#### What the task requires:
Copy every line of the following data that includes the string "full".

Items listed in a dataset

+++++

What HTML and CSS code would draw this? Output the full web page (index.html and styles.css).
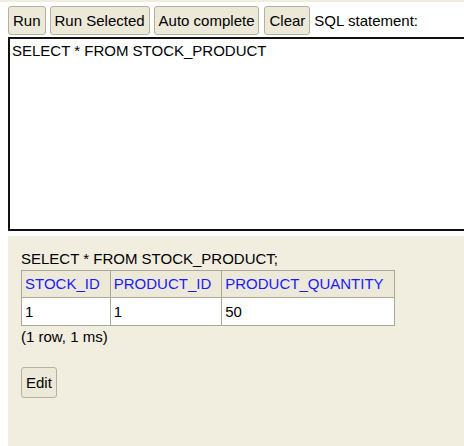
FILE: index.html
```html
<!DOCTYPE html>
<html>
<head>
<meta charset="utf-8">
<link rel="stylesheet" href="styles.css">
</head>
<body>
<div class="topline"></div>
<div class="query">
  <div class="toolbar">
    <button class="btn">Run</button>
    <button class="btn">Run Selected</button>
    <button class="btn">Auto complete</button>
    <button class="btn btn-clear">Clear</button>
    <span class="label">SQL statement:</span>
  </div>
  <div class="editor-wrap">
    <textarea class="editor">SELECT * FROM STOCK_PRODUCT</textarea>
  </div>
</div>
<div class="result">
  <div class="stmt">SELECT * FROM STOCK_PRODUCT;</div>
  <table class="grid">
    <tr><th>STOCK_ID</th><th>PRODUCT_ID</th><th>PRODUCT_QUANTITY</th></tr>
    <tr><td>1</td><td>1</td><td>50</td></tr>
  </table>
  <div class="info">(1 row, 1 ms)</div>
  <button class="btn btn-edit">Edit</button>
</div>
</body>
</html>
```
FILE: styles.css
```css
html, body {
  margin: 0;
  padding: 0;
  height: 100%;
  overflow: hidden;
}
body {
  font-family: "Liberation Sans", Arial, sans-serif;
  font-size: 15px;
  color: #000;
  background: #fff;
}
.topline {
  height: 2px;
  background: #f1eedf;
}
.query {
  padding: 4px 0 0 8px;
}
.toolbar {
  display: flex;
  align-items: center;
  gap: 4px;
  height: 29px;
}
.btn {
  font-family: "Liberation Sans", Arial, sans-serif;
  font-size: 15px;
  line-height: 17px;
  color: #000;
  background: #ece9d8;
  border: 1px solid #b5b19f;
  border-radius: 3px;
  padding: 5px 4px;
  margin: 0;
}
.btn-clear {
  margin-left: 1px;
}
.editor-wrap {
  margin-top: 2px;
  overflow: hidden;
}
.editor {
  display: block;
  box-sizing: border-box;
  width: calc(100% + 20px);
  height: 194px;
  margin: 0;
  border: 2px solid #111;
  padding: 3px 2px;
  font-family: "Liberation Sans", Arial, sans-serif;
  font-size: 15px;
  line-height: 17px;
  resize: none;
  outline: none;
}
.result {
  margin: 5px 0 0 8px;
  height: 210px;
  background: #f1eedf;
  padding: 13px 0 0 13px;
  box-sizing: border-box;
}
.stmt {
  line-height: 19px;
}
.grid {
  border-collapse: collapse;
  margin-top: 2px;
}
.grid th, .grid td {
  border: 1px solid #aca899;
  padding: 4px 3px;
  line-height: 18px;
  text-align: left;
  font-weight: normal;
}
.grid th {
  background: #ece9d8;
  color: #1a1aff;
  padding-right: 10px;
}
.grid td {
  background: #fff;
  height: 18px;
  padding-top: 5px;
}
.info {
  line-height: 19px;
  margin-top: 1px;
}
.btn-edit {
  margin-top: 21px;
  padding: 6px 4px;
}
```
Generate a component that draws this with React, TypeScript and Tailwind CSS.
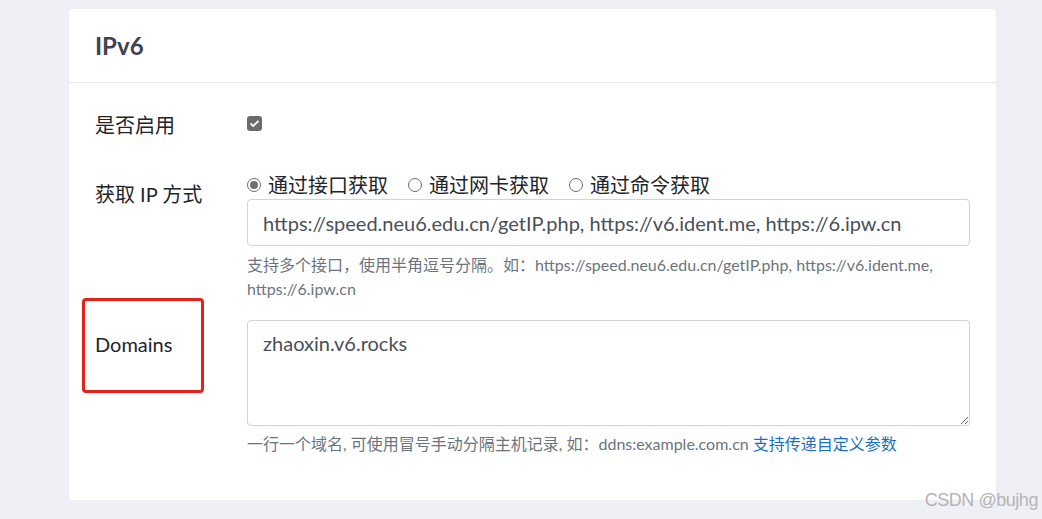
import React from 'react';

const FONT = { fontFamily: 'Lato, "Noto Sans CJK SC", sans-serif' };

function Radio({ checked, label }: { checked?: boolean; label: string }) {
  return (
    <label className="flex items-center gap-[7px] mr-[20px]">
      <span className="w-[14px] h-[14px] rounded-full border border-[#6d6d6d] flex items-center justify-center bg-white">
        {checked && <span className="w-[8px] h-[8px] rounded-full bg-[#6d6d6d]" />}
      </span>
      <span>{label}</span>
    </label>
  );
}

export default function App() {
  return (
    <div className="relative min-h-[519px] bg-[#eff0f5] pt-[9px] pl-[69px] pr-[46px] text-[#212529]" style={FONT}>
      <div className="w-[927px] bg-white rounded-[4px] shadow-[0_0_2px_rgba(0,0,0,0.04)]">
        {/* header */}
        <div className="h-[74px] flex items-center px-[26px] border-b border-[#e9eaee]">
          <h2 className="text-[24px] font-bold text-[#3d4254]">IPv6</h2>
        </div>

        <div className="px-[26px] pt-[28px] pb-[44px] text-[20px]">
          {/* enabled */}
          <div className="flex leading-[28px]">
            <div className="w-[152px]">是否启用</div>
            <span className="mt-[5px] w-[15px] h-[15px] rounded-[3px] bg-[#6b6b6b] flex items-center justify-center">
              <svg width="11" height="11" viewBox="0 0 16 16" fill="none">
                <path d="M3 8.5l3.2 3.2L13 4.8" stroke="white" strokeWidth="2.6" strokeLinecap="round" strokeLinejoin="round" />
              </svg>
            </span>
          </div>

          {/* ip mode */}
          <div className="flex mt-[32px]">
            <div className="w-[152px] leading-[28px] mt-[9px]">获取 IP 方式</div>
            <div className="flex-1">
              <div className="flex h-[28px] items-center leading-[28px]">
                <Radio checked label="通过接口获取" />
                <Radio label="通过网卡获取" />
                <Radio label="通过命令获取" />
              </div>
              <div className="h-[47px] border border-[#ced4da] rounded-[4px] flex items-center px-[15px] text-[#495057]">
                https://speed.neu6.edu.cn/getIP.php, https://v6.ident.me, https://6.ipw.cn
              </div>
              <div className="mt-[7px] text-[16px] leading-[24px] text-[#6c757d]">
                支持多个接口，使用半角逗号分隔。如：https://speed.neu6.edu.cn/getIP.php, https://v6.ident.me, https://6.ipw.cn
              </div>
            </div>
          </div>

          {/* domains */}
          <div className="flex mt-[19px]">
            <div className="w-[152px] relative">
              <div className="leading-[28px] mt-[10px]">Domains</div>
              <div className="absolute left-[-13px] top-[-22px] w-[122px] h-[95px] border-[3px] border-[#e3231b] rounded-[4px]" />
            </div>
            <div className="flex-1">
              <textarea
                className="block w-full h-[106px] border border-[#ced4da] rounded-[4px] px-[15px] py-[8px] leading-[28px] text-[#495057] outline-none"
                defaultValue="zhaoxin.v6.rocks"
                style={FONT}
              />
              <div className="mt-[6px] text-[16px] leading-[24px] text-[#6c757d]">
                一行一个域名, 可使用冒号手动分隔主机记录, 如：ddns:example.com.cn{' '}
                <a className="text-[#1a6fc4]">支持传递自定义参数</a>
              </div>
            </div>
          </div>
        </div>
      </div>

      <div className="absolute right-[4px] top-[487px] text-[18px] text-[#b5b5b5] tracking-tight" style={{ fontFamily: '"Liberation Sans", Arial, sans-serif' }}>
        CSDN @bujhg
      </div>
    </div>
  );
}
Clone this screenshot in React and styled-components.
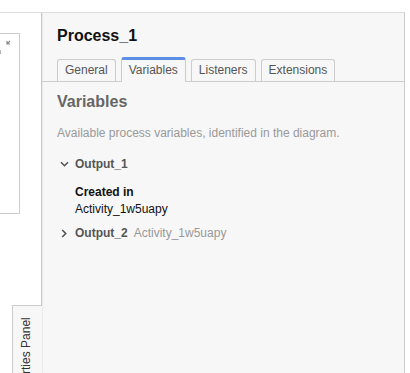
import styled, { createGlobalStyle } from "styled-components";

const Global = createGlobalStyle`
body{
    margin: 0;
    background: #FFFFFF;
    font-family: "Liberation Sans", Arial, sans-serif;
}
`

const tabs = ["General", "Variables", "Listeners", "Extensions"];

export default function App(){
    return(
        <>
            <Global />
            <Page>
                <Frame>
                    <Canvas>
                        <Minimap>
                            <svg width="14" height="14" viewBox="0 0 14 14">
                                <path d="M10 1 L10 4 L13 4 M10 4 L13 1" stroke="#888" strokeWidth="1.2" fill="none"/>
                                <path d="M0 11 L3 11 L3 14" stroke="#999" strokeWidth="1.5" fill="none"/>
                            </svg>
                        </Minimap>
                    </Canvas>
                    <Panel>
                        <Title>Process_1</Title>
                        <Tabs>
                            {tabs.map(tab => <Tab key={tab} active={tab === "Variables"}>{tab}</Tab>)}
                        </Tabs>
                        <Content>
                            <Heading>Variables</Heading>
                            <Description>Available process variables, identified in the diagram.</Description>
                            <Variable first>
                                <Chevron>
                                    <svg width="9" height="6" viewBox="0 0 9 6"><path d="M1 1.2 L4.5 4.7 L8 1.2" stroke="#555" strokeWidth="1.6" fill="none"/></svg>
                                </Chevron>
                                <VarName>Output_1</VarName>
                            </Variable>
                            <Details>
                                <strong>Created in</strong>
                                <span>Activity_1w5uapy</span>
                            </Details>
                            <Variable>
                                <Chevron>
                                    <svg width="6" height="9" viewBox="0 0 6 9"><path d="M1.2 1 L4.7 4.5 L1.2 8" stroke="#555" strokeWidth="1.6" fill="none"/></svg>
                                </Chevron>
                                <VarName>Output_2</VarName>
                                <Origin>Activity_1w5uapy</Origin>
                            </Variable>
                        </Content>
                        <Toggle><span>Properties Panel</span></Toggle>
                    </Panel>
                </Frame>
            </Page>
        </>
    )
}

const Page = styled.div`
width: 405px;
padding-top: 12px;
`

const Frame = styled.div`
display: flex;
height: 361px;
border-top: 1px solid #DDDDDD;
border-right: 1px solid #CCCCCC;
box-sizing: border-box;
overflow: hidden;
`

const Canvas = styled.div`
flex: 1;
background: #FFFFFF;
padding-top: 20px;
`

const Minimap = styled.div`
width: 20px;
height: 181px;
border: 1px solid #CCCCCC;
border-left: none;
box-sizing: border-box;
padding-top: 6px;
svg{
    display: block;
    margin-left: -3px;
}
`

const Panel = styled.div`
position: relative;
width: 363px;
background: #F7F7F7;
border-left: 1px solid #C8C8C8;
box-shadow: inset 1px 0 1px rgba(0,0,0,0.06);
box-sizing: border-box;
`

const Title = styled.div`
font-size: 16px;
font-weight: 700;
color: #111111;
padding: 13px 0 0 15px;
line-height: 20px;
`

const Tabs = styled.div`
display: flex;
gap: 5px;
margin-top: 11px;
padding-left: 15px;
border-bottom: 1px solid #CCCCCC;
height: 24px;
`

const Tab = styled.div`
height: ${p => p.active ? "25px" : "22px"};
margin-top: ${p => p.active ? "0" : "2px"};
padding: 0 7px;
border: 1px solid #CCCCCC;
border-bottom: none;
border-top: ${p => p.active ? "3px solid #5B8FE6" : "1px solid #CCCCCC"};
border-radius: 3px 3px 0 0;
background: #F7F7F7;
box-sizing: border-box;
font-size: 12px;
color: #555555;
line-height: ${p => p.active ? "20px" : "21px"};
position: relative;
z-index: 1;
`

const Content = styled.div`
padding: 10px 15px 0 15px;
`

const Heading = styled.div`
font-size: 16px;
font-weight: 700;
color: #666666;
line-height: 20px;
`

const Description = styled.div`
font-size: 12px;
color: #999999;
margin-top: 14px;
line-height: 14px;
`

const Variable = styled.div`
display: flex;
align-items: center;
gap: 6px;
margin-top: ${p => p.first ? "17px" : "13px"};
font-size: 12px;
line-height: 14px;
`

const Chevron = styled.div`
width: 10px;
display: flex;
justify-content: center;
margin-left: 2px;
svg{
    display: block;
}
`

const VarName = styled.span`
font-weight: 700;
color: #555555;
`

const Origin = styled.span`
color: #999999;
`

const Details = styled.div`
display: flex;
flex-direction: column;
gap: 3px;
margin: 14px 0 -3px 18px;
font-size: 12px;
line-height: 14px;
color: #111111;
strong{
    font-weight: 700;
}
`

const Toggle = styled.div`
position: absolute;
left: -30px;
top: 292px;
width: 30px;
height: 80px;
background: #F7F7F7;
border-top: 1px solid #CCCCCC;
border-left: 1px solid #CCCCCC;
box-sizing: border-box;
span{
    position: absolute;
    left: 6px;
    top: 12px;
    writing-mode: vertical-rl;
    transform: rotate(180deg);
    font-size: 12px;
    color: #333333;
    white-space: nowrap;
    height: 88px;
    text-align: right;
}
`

+++++

#### The answer:
What HTML and CSS code would draw this? Output the full web page (index.html and styles.css).
      <span className="w-[14px] h-[14px] rounded-full border border-[#6d6d6d] flex items-center justify-center bg-white">
        {checked && <span className="w-[8px] h-[8px] rounded-full bg-[#6d6d6d]" />}
                className="block w-full h-[106px] border border-[#ced4da] rounded-[4px] px-[15px] py-[8px] leading-[28px] text-[#495057] outline-none"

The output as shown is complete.